Copy out the listing that follows, exactly, without its pictures.

──────────

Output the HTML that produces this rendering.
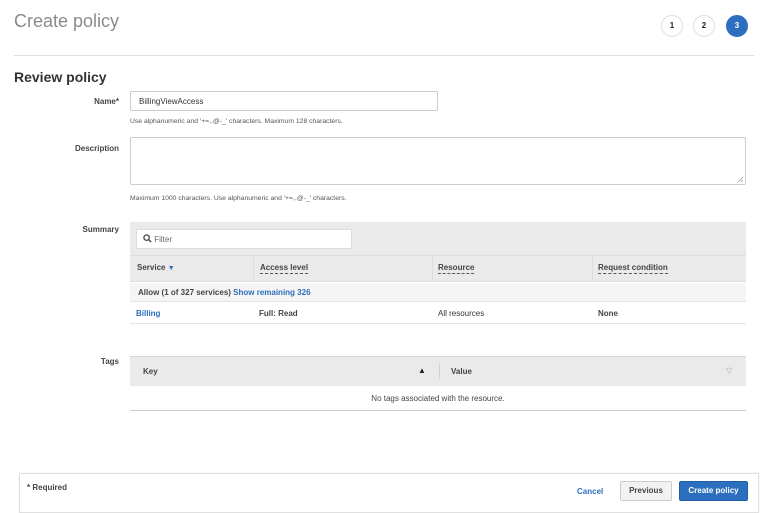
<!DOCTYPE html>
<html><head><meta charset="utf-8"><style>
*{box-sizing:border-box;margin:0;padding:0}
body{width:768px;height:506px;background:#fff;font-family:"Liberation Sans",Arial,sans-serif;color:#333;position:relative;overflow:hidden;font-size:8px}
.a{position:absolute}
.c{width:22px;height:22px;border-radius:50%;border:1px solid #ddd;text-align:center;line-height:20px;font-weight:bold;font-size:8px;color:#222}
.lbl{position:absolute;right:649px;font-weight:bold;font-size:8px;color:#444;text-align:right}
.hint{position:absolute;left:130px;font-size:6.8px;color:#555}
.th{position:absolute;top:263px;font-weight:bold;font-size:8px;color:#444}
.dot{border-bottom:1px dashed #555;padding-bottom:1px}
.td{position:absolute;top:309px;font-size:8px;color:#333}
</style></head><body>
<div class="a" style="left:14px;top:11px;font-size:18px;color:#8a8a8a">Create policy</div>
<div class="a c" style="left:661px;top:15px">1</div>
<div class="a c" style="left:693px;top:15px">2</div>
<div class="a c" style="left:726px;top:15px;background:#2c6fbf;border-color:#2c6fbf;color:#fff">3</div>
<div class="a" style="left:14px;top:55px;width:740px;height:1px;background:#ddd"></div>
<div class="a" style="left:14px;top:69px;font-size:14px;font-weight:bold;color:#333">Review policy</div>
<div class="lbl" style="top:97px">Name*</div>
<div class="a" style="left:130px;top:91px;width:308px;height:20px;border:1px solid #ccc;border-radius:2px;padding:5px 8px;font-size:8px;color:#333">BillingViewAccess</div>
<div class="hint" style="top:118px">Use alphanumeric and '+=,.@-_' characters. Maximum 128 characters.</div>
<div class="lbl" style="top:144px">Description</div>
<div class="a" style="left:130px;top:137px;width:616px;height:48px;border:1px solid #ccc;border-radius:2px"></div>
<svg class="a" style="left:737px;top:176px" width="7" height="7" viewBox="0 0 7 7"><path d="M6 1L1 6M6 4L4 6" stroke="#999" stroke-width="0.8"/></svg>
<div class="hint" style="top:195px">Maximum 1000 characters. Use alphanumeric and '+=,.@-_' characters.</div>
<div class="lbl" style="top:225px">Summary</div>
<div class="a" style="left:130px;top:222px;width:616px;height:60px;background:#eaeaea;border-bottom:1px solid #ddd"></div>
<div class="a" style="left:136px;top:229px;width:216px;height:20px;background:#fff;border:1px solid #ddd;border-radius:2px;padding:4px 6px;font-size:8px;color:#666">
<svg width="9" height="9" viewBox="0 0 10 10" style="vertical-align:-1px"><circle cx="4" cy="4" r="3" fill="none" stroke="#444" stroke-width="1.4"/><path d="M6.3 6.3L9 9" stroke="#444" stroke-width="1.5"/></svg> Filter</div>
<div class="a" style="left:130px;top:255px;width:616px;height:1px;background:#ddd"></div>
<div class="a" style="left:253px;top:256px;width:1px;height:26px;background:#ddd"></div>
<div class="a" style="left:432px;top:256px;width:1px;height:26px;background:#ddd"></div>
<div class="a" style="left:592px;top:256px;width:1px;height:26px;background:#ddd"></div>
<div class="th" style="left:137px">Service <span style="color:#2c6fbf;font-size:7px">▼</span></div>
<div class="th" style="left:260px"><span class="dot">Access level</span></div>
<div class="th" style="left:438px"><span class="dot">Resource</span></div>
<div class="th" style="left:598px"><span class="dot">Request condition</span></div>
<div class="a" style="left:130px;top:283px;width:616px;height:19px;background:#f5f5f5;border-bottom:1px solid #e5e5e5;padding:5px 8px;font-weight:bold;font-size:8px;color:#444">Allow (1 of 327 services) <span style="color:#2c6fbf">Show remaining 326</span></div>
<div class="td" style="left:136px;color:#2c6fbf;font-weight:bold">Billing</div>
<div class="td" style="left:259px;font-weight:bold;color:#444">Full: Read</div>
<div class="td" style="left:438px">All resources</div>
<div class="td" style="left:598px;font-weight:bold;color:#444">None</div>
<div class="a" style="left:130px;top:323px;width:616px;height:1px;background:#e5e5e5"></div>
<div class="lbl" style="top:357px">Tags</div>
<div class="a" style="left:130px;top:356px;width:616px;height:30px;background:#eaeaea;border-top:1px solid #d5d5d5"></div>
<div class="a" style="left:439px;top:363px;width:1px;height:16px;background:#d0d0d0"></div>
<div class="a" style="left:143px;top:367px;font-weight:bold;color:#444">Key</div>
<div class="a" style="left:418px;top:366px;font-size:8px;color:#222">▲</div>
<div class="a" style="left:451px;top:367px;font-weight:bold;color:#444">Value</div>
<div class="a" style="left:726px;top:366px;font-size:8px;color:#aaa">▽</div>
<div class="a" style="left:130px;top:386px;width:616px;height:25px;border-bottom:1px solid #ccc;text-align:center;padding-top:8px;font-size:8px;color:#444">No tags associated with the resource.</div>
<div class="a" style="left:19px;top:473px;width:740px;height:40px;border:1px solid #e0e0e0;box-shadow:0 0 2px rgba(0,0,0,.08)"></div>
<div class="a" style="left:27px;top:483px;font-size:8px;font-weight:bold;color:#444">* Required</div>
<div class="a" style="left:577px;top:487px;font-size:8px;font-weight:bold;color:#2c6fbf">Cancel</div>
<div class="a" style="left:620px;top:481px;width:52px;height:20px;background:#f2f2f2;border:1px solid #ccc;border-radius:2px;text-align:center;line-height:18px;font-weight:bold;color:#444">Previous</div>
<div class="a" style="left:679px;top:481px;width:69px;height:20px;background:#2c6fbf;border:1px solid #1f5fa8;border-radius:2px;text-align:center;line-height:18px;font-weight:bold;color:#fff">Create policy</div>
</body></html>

──────────

> _Response_:
Output the HTML that produces this rendering.
<!DOCTYPE html>
<html><head><meta charset="utf-8"><style>
*{box-sizing:border-box;margin:0;padding:0}
body{width:768px;height:506px;background:#fff;font-family:"Liberation Sans",Arial,sans-serif;color:#333;position:relative;overflow:hidden;font-size:8px}
.a{position:absolute}
.c{width:22px;height:22px;border-radius:50%;border:1px solid #ddd;text-align:center;line-height:20px;font-weight:bold;font-size:8px;color:#222}
.lbl{position:absolute;right:649px;font-weight:bold;font-size:8px;color:#444;text-align:right}
.hint{position:absolute;left:130px;font-size:6.8px;color:#555}
.th{position:absolute;top:263px;font-weight:bold;font-size:8px;color:#444}
.dot{border-bottom:1px dashed #555;padding-bottom:1px}
.td{position:absolute;top:309px;font-size:8px;color:#333}
</style></head><body>
<div class="a" style="left:14px;top:11px;font-size:18px;color:#8a8a8a">Create policy</div>
<div class="a c" style="left:661px;top:15px">1</div>
<div class="a c" style="left:693px;top:15px">2</div>
<div class="a c" style="left:726px;top:15px;background:#2c6fbf;border-color:#2c6fbf;color:#fff">3</div>
<div class="a" style="left:14px;top:55px;width:740px;height:1px;background:#ddd"></div>
<div class="a" style="left:14px;top:69px;font-size:14px;font-weight:bold;color:#333">Review policy</div>
<div class="lbl" style="top:97px">Name*</div>
<div class="a" style="left:130px;top:91px;width:308px;height:20px;border:1px solid #ccc;border-radius:2px;padding:5px 8px;font-size:8px;color:#333">BillingViewAccess</div>
<div class="hint" style="top:118px">Use alphanumeric and '+=,.@-_' characters. Maximum 128 characters.</div>
<div class="lbl" style="top:144px">Description</div>
<div class="a" style="left:130px;top:137px;width:616px;height:48px;border:1px solid #ccc;border-radius:2px"></div>
<svg class="a" style="left:737px;top:176px" width="7" height="7" viewBox="0 0 7 7"><path d="M6 1L1 6M6 4L4 6" stroke="#999" stroke-width="0.8"/></svg>
<div class="hint" style="top:195px">Maximum 1000 characters. Use alphanumeric and '+=,.@-_' characters.</div>
<div class="lbl" style="top:225px">Summary</div>
<div class="a" style="left:130px;top:222px;width:616px;height:60px;background:#eaeaea;border-bottom:1px solid #ddd"></div>
<div class="a" style="left:136px;top:229px;width:216px;height:20px;background:#fff;border:1px solid #ddd;border-radius:2px;padding:4px 6px;font-size:8px;color:#666">
<svg width="9" height="9" viewBox="0 0 10 10" style="vertical-align:-1px"><circle cx="4" cy="4" r="3" fill="none" stroke="#444" stroke-width="1.4"/><path d="M6.3 6.3L9 9" stroke="#444" stroke-width="1.5"/></svg> Filter</div>
<div class="a" style="left:130px;top:255px;width:616px;height:1px;background:#ddd"></div>
<div class="a" style="left:253px;top:256px;width:1px;height:26px;background:#ddd"></div>
<div class="a" style="left:432px;top:256px;width:1px;height:26px;background:#ddd"></div>
<div class="a" style="left:592px;top:256px;width:1px;height:26px;background:#ddd"></div>
<div class="th" style="left:137px">Service <span style="color:#2c6fbf;font-size:7px">▼</span></div>
<div class="th" style="left:260px"><span class="dot">Access level</span></div>
<div class="th" style="left:438px"><span class="dot">Resource</span></div>
<div class="th" style="left:598px"><span class="dot">Request condition</span></div>
<div class="a" style="left:130px;top:283px;width:616px;height:19px;background:#f5f5f5;border-bottom:1px solid #e5e5e5;padding:5px 8px;font-weight:bold;font-size:8px;color:#444">Allow (1 of 327 services) <span style="color:#2c6fbf">Show remaining 326</span></div>
<div class="td" style="left:136px;color:#2c6fbf;font-weight:bold">Billing</div>
<div class="td" style="left:259px;font-weight:bold;color:#444">Full: Read</div>
<div class="td" style="left:438px">All resources</div>
<div class="td" style="left:598px;font-weight:bold;color:#444">None</div>
<div class="a" style="left:130px;top:323px;width:616px;height:1px;background:#e5e5e5"></div>
<div class="lbl" style="top:357px">Tags</div>
<div class="a" style="left:130px;top:356px;width:616px;height:30px;background:#eaeaea;border-top:1px solid #d5d5d5"></div>
<div class="a" style="left:439px;top:363px;width:1px;height:16px;background:#d0d0d0"></div>
<div class="a" style="left:143px;top:367px;font-weight:bold;color:#444">Key</div>
<div class="a" style="left:418px;top:366px;font-size:8px;color:#222">▲</div>
<div class="a" style="left:451px;top:367px;font-weight:bold;color:#444">Value</div>
<div class="a" style="left:726px;top:366px;font-size:8px;color:#aaa">▽</div>
<div class="a" style="left:130px;top:386px;width:616px;height:25px;border-bottom:1px solid #ccc;text-align:center;padding-top:8px;font-size:8px;color:#444">No tags associated with the resource.</div>
<div class="a" style="left:19px;top:473px;width:740px;height:40px;border:1px solid #e0e0e0;box-shadow:0 0 2px rgba(0,0,0,.08)"></div>
<div class="a" style="left:27px;top:483px;font-size:8px;font-weight:bold;color:#444">* Required</div>
<div class="a" style="left:577px;top:487px;font-size:8px;font-weight:bold;color:#2c6fbf">Cancel</div>
<div class="a" style="left:620px;top:481px;width:52px;height:20px;background:#f2f2f2;border:1px solid #ccc;border-radius:2px;text-align:center;line-height:18px;font-weight:bold;color:#444">Previous</div>
<div class="a" style="left:679px;top:481px;width:69px;height:20px;background:#2c6fbf;border:1px solid #1f5fa8;border-radius:2px;text-align:center;line-height:18px;font-weight:bold;color:#fff">Create policy</div>
</body></html>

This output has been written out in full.